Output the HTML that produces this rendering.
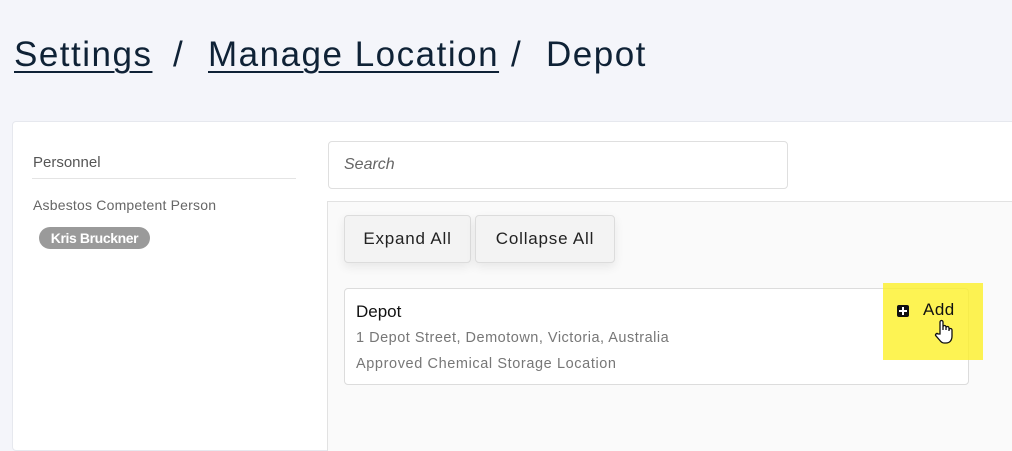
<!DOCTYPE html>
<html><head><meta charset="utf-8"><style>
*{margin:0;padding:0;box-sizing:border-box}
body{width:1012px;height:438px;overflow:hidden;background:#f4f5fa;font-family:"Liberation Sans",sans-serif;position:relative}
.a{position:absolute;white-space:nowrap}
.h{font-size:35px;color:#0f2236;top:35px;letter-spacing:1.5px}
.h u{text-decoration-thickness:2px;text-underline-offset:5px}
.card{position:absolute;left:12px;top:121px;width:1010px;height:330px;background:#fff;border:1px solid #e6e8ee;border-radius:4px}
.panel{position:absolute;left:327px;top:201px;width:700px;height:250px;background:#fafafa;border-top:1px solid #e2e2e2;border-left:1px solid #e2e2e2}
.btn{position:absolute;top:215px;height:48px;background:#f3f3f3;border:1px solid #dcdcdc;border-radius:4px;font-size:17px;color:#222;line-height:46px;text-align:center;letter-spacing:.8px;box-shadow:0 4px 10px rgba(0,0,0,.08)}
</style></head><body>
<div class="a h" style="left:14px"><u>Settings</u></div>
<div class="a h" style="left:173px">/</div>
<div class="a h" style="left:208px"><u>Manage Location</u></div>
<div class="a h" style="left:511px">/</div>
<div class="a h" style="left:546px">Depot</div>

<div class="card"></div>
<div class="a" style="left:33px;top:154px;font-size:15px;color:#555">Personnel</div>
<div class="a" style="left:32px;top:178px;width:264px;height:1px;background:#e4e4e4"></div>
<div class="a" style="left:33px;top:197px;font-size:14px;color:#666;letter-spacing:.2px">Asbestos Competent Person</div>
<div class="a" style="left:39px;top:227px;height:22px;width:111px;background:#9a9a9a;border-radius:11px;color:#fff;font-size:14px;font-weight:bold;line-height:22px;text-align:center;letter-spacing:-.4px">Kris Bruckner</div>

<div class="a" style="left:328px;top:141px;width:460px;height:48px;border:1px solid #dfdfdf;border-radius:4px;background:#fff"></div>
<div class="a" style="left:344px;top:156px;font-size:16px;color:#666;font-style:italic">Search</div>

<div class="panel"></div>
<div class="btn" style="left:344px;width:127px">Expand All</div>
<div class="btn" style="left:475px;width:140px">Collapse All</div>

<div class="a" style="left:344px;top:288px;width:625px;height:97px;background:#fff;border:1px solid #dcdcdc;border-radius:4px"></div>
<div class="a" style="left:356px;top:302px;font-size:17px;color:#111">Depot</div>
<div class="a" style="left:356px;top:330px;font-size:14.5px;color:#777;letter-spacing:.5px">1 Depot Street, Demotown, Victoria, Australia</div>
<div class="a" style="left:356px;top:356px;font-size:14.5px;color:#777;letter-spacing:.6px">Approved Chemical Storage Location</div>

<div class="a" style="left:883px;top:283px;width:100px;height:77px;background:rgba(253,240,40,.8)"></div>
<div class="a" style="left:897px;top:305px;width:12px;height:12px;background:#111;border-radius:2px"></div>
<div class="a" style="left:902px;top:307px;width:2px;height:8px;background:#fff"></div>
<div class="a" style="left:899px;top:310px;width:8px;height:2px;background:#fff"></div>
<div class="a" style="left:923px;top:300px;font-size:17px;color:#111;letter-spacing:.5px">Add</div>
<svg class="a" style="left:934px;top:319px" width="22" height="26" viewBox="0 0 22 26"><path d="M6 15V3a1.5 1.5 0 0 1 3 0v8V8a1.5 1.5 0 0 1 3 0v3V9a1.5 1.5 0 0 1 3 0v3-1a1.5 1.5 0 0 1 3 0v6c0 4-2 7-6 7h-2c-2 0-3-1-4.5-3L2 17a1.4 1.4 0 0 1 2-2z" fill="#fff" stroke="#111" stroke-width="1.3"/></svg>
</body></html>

───

Reproduce each line exactly, please, except for any pictures.

Output the HTML that produces this rendering.
<!DOCTYPE html>
<html><head><meta charset="utf-8"><style>
*{margin:0;padding:0;box-sizing:border-box}
body{width:1012px;height:438px;overflow:hidden;background:#f4f5fa;font-family:"Liberation Sans",sans-serif;position:relative}
.a{position:absolute;white-space:nowrap}
.h{font-size:35px;color:#0f2236;top:35px;letter-spacing:1.5px}
.h u{text-decoration-thickness:2px;text-underline-offset:5px}
.card{position:absolute;left:12px;top:121px;width:1010px;height:330px;background:#fff;border:1px solid #e6e8ee;border-radius:4px}
.panel{position:absolute;left:327px;top:201px;width:700px;height:250px;background:#fafafa;border-top:1px solid #e2e2e2;border-left:1px solid #e2e2e2}
.btn{position:absolute;top:215px;height:48px;background:#f3f3f3;border:1px solid #dcdcdc;border-radius:4px;font-size:17px;color:#222;line-height:46px;text-align:center;letter-spacing:.8px;box-shadow:0 4px 10px rgba(0,0,0,.08)}
</style></head><body>
<div class="a h" style="left:14px"><u>Settings</u></div>
<div class="a h" style="left:173px">/</div>
<div class="a h" style="left:208px"><u>Manage Location</u></div>
<div class="a h" style="left:511px">/</div>
<div class="a h" style="left:546px">Depot</div>

<div class="card"></div>
<div class="a" style="left:33px;top:154px;font-size:15px;color:#555">Personnel</div>
<div class="a" style="left:32px;top:178px;width:264px;height:1px;background:#e4e4e4"></div>
<div class="a" style="left:33px;top:197px;font-size:14px;color:#666;letter-spacing:.2px">Asbestos Competent Person</div>
<div class="a" style="left:39px;top:227px;height:22px;width:111px;background:#9a9a9a;border-radius:11px;color:#fff;font-size:14px;font-weight:bold;line-height:22px;text-align:center;letter-spacing:-.4px">Kris Bruckner</div>

<div class="a" style="left:328px;top:141px;width:460px;height:48px;border:1px solid #dfdfdf;border-radius:4px;background:#fff"></div>
<div class="a" style="left:344px;top:156px;font-size:16px;color:#666;font-style:italic">Search</div>

<div class="panel"></div>
<div class="btn" style="left:344px;width:127px">Expand All</div>
<div class="btn" style="left:475px;width:140px">Collapse All</div>

<div class="a" style="left:344px;top:288px;width:625px;height:97px;background:#fff;border:1px solid #dcdcdc;border-radius:4px"></div>
<div class="a" style="left:356px;top:302px;font-size:17px;color:#111">Depot</div>
<div class="a" style="left:356px;top:330px;font-size:14.5px;color:#777;letter-spacing:.5px">1 Depot Street, Demotown, Victoria, Australia</div>
<div class="a" style="left:356px;top:356px;font-size:14.5px;color:#777;letter-spacing:.6px">Approved Chemical Storage Location</div>

<div class="a" style="left:883px;top:283px;width:100px;height:77px;background:rgba(253,240,40,.8)"></div>
<div class="a" style="left:897px;top:305px;width:12px;height:12px;background:#111;border-radius:2px"></div>
<div class="a" style="left:902px;top:307px;width:2px;height:8px;background:#fff"></div>
<div class="a" style="left:899px;top:310px;width:8px;height:2px;background:#fff"></div>
<div class="a" style="left:923px;top:300px;font-size:17px;color:#111;letter-spacing:.5px">Add</div>
<svg class="a" style="left:934px;top:319px" width="22" height="26" viewBox="0 0 22 26"><path d="M6 15V3a1.5 1.5 0 0 1 3 0v8V8a1.5 1.5 0 0 1 3 0v3V9a1.5 1.5 0 0 1 3 0v3-1a1.5 1.5 0 0 1 3 0v6c0 4-2 7-6 7h-2c-2 0-3-1-4.5-3L2 17a1.4 1.4 0 0 1 2-2z" fill="#fff" stroke="#111" stroke-width="1.3"/></svg>
</body></html>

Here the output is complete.